• Data in this exercise:
☆ ☆ ☆ ☆ ☆

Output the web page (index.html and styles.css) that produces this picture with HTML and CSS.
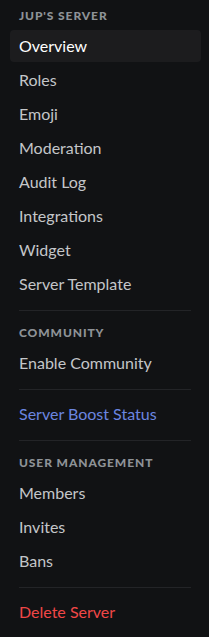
FILE: index.html
```html
<!DOCTYPE html>
<html lang="en">
<head>
    <meta charset="UTF-8">
    <meta name="viewport" content="width=device-width, initial-scale=1.0">
    <title>Server Settings</title>
    <link rel="stylesheet" href="styles.css">
</head>
<body>

<nav class="sidebar">
    <div class="side-header first">Jup's Server</div>
    <div class="side-item selected">Overview</div>
    <div class="side-item">Roles</div>
    <div class="side-item">Emoji</div>
    <div class="side-item">Moderation</div>
    <div class="side-item">Audit Log</div>
    <div class="side-item">Integrations</div>
    <div class="side-item">Widget</div>
    <div class="side-item">Server Template</div>

    <div class="separator"></div>
    <div class="side-header">Community</div>
    <div class="side-item">Enable Community</div>

    <div class="separator"></div>
    <div class="side-item boost">Server Boost Status</div>

    <div class="separator"></div>
    <div class="side-header">User Management</div>
    <div class="side-item">Members</div>
    <div class="side-item">Invites</div>
    <div class="side-item">Bans</div>

    <div class="separator"></div>
    <div class="side-item danger">Delete Server</div>
</nav>

</body>
</html>
```

FILE: styles.css
```css
body {
    margin: 0;
    background-color: #111214;
    font-family: Lato, "Noto Sans", sans-serif;
}
.sidebar {
    display: flex;
    flex-direction: column;
    padding: 0 8px 0 10px;
}
.side-header {
    padding: 6px 9px;
    font-size: 12px;
    line-height: 16px;
    font-weight: 900;
    letter-spacing: 0.9px;
    text-transform: uppercase;
    color: #8e9297;
}
.side-header.first {
    padding-top: 8px;
}
.side-item {
    box-sizing: border-box;
    height: 32px;
    margin-bottom: 2px;
    padding: 0 9px 2px;
    border-radius: 4px;
    display: flex;
    align-items: center;
    font-size: 16px;
    color: #c4c6c9;
    cursor: pointer;
}
.side-item:hover {
    background-color: #18191b;
}
.side-item.selected {
    background-color: #1c1c1e;
    color: #fff;
}
.side-item.boost {
    color: #6b86e0;
}
.side-item.danger {
    color: #f04747;
}
.separator {
    height: 1px;
    margin: 8px 10px 8px 9px;
    background-color: #232427;
}
```
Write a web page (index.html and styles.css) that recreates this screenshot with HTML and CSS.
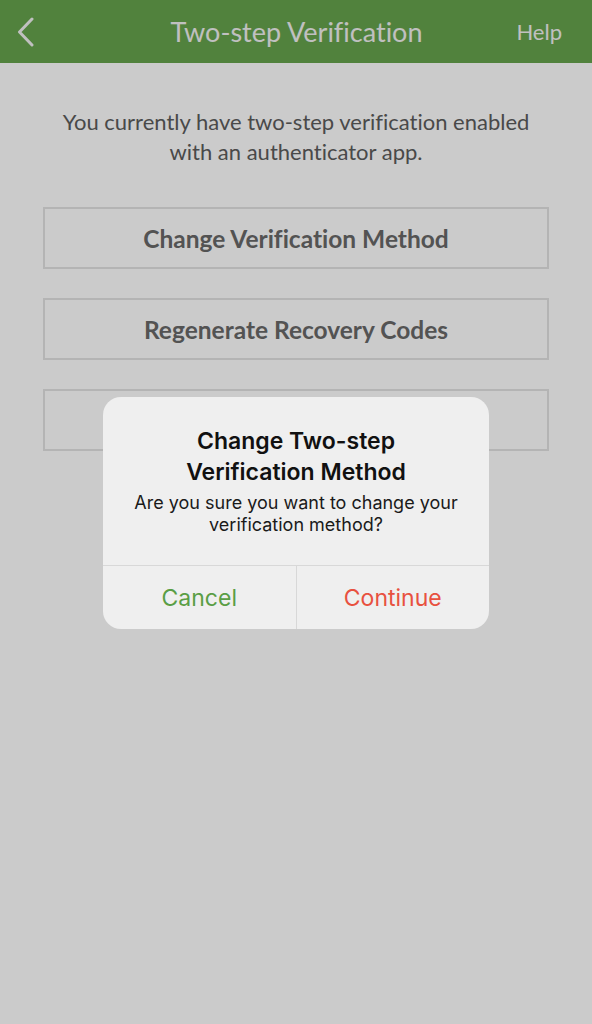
FILE: index.html
```html
<!DOCTYPE html>
<html lang="en">
<head>
    <meta charset="UTF-8">
    <meta name="viewport" content="width=device-width, initial-scale=1.0">
    <title>Two-step Verification</title>
    <link rel="stylesheet" href="styles.css">
</head>
<body>
    <!-- Navbar -->
    <nav class="navbar">
        <a class="back" href="#">
            <svg width="18" height="30" viewBox="0 0 18 30">
                <path d="M15 2 L2.5 15 L15 28" fill="none" stroke="currentColor" stroke-width="3" stroke-linecap="round" stroke-linejoin="round"/>
            </svg>
        </a>
        <div class="title">Two-step Verification</div>
        <a class="help" href="#">Help</a>
    </nav>

    <!-- Main Content -->
    <div class="container">
        <p class="intro">You currently have two-step verification enabled with an authenticator app.</p>
        <div class="actions">
            <button class="btn">Change Verification Method</button>
            <button class="btn">Regenerate Recovery Codes</button>
            <button class="btn"></button>
        </div>
    </div>

    <!-- Confirm Dialog -->
    <div class="overlay">
        <div class="dialog">
            <div class="dialog-body">
                <h3>Change Two-step Verification Method</h3>
                <p>Are you sure you want to change your verification method?</p>
            </div>
            <div class="dialog-buttons">
                <button class="cancel">Cancel</button>
                <button class="continue">Continue</button>
            </div>
        </div>
    </div>
</body>
</html>
```

FILE: styles.css
```css
/* Reset & Global Styling */
* {
    margin: 0;
    padding: 0;
    box-sizing: border-box;
}
html, body {
    height: 100%;
}
body {
    font-family: Lato, "Noto Sans", sans-serif;
    font-variant-ligatures: none;
    background-color: #fff;
    color: #333;
    position: relative;
}
a {
    text-decoration: none;
    color: inherit;
}
button {
    font-family: inherit;
    font-variant-ligatures: none;
    cursor: pointer;
}

/* Navbar */
.navbar {
    height: 63px;
    background-color: #66a34d;
    color: #f0f0f0;
    display: flex;
    align-items: center;
    justify-content: space-between;
    padding: 0 30px 0 17px;
}
.navbar .back {
    display: flex;
    width: 60px;
    padding-top: 1px;
}
.navbar .title {
    font-size: 27px;
    padding-bottom: 1px;
}
.navbar .help {
    font-size: 22px;
    width: 46px;
    text-align: right;
}

/* Main Content */
.container {
    padding: 44px 43px 0;
    background-color: #fefefe;
    min-height: calc(100% - 63px);
}
.intro {
    font-size: 22px;
    line-height: 30px;
    text-align: center;
    color: #5c5c5c;
    margin-bottom: 40px;
}
.actions {
    display: flex;
    flex-direction: column;
    gap: 29px;
}
.btn {
    height: 62px;
    background: transparent;
    border: 2px solid #e2e2e2;
    font-size: 24.5px;
    font-weight: 700;
    color: #686868;
}

/* Dim layer + dialog */
.overlay {
    position: absolute;
    inset: 0;
    background-color: rgba(0, 0, 0, 0.2);
}
.dialog {
    position: absolute;
    top: 397px;
    left: 103px;
    width: 386px;
    background-color: #efefef;
    border-radius: 18px;
    overflow: hidden;
    font-family: Inter, Roboto, sans-serif;
    text-align: center;
}
.dialog-body {
    padding: 29px 20px 29px;
}
.dialog h3 {
    font-size: 23px;
    line-height: 31px;
    font-weight: 600;
    color: #111;
    padding: 0 50px;
}
.dialog p {
    font-size: 18px;
    line-height: 22px;
    color: #1a1a1a;
    margin-top: 4px;
}
.dialog-buttons {
    display: flex;
    border-top: 1px solid #d8d8d8;
}
.dialog-buttons button {
    flex: 1;
    height: 63px;
    border: none;
    background: transparent;
    font-family: Inter, Roboto, sans-serif;
    font-size: 23px;
}
.dialog-buttons .cancel {
    color: #5a9e45;
    border-right: 1px solid #d8d8d8;
}
.dialog-buttons .continue {
    color: #e8513f;
}
```
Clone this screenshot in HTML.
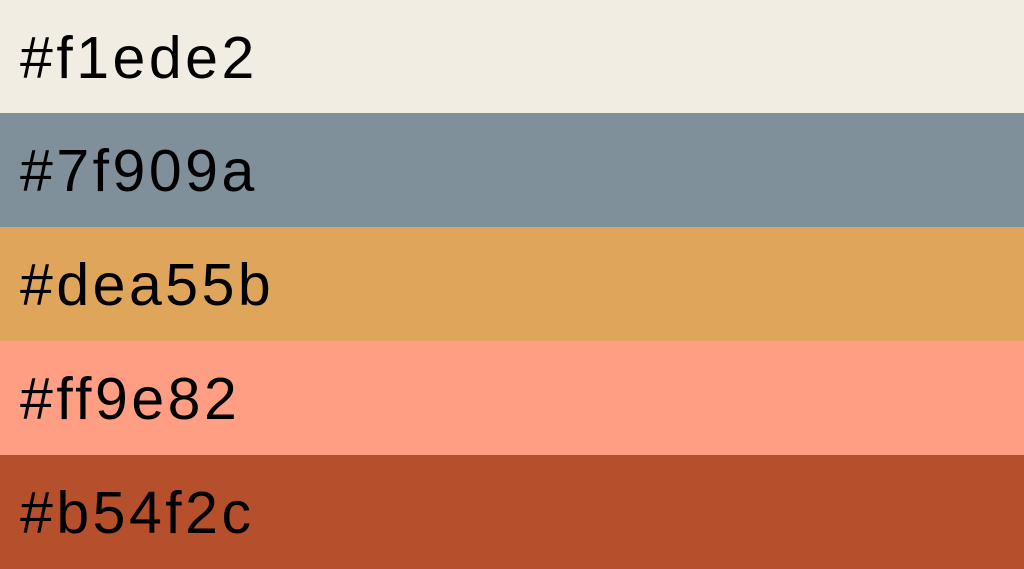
<!DOCTYPE html>
<html><head><meta charset="utf-8"><style>
html,body{margin:0;padding:0;width:1024px;height:569px;overflow:hidden}
.b{position:absolute;left:0;width:1024px;height:114px}
.t{position:absolute;left:20px;top:25px;font-family:"Liberation Sans",sans-serif;font-size:59px;line-height:66px;letter-spacing:3.5px;color:#000}
</style></head><body>
<div class="b" style="top:0;background:#f1ede2"><span class="t">#f1ede2</span></div>
<div class="b" style="top:113px;background:#7f909a"><span class="t">#7f909a</span></div>
<div class="b" style="top:227px;background:#dea55b"><span class="t">#dea55b</span></div>
<div class="b" style="top:341px;background:#ff9e82"><span class="t">#ff9e82</span></div>
<div class="b" style="top:455px;background:#b54f2c"><span class="t">#b54f2c</span></div>
</body></html>
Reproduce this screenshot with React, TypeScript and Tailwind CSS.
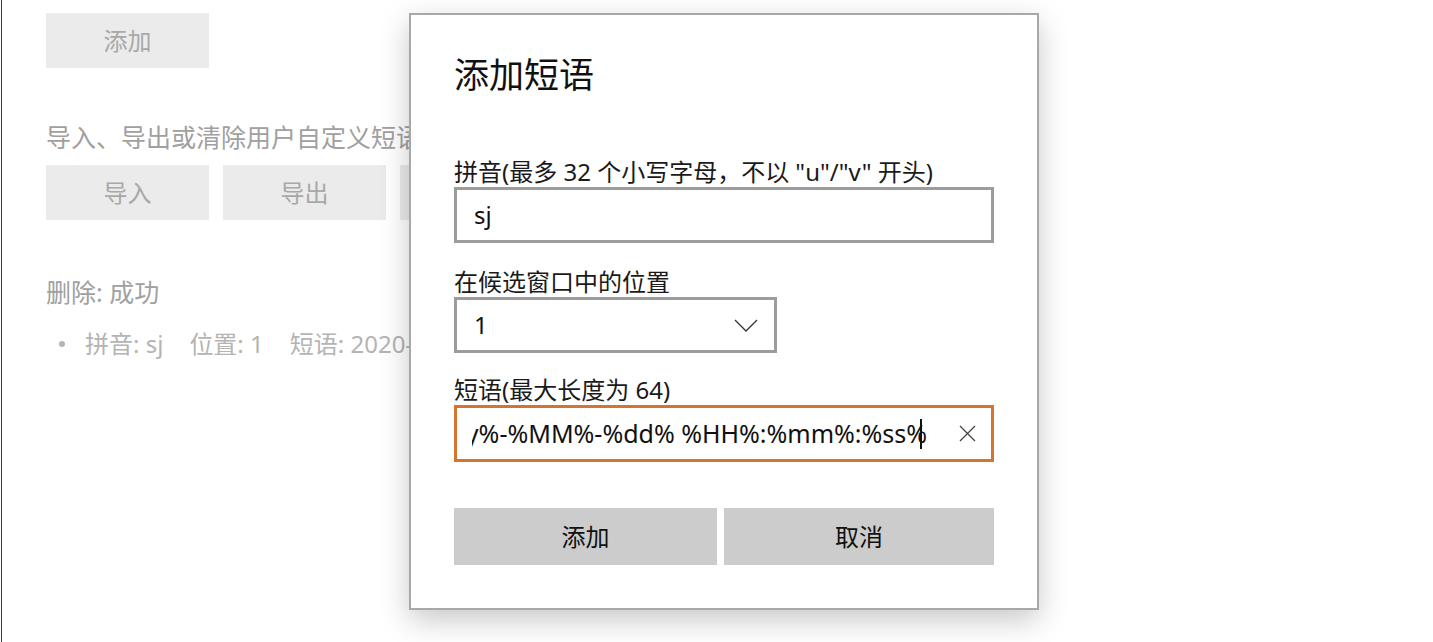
const font = {
  fontFamily: '"Noto Sans", "Noto Sans CJK SC", sans-serif',
};

const BgButton = ({ label }: { label: string }) => (
  <div className="w-[163px] h-[55px] flex justify-center items-center bg-[#ebebeb] text-[#a8a8a8] text-[24px] shrink-0">
    {label}
  </div>
);

const App = () => {
  return (
    <div
      className="relative w-[1433px] h-[642px] bg-white overflow-hidden"
      style={font}
    >
      <div className="h-full ml-px border-l border-[#3a3a3a] pl-[44px] pt-[13px]">
        <BgButton label="添加" />

        <p className="mt-[54px] text-[25px] leading-[30px] text-[#a0a0a0] whitespace-nowrap">
          导入、导出或清除用户自定义短语
        </p>
        <div className="flex gap-[14px] mt-[13px]">
          <BgButton label="导入" />
          <BgButton label="导出" />
          <BgButton label="清除" />
        </div>

        <p className="mt-[57px] text-[25px] leading-[30px] text-[#a0a0a0]">
          删除: 成功
        </p>
        <div className="flex items-center mt-[22px] text-[24px] leading-[30px] text-[#b4b4b4] whitespace-nowrap">
          <span className="w-[6px] h-[6px] rounded-full bg-[#b4b4b4] ml-[13px] mr-[20px]" />
          <span>拼音: sj</span>
          <span className="ml-[26px]">位置: 1</span>
          <span className="ml-[26px]">短语: 2020-01-01 12:00:00</span>
        </div>
      </div>

      {/* dialog */}
      <div className="absolute left-[409px] top-[13px] w-[630px] h-[597px] bg-white border-2 border-[#a8a8a8] shadow-[0_10px_28px_rgba(0,0,0,0.22)] px-[43px] pt-[38px]">
        <h2 className="text-[35px] leading-[44px] text-[#111]">添加短语</h2>

        <p className="mt-[60px] text-[24px] leading-[30px] text-[#1a1a1a] whitespace-nowrap">
          拼音(最多 32 个小写字母，不以 "u"/"v" 开头)
        </p>
        <div className="h-[56px] border-[3px] border-[#9c9c9c] flex items-center pl-[17px] text-[24px] text-[#111]">
          sj
        </div>

        <p className="mt-[24px] text-[24px] leading-[30px] text-[#1a1a1a]">
          在候选窗口中的位置
        </p>
        <div className="w-[323px] h-[56px] border-[3px] border-[#9c9c9c] flex items-center justify-between pl-[17px] pr-[16px] text-[24px] text-[#111]">
          <span>1</span>
          <svg width="24" height="13" viewBox="0 0 24 13" fill="none">
            <path d="M1 1 L12 12 L23 1" stroke="#333" strokeWidth="1.3" />
          </svg>
        </div>

        <p className="mt-[21px] text-[24px] leading-[31px] text-[#1a1a1a]">
          短语(最大长度为 64)
        </p>
        <div className="h-[57px] border-[3px] border-[#d4742f] flex items-center pl-[15px] pr-[15px] text-[25px] text-[#111]">
          <div className="flex-1 overflow-hidden flex justify-end whitespace-nowrap">
            <span>%yyyy%-%MM%-%dd% %HH%:%mm%:%ss%</span>
            <span className="w-[2px] h-[30px] bg-[#111] -ml-[7px] self-center shrink-0" />
            <span className="w-[7px] shrink-0" />
          </div>
          <svg className="ml-[30px] shrink-0" width="17" height="17" viewBox="0 0 17 17">
            <path d="M1 1 L16 16 M16 1 L1 16" stroke="#444" strokeWidth="1.3" />
          </svg>
        </div>

        <div className="flex gap-[7px] mt-[46px]">
          <button className="w-[263px] h-[57px] bg-[#cccccc] text-[24px] text-[#111]">
            添加
          </button>
          <button className="flex-1 h-[57px] bg-[#cccccc] text-[24px] text-[#111]">
            取消
          </button>
        </div>
      </div>
    </div>
  );
};

export default App;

☆ ☆ ☆ ☆ ☆

Go through the entries and return each line where the word "screenshot" appears.

• Finished task:
Write a web page (index.html and styles.css) that recreates this screenshot with HTML and CSS.
Clone this screenshot in HTML.
Reproduce this screenshot with React, TypeScript and Tailwind CSS.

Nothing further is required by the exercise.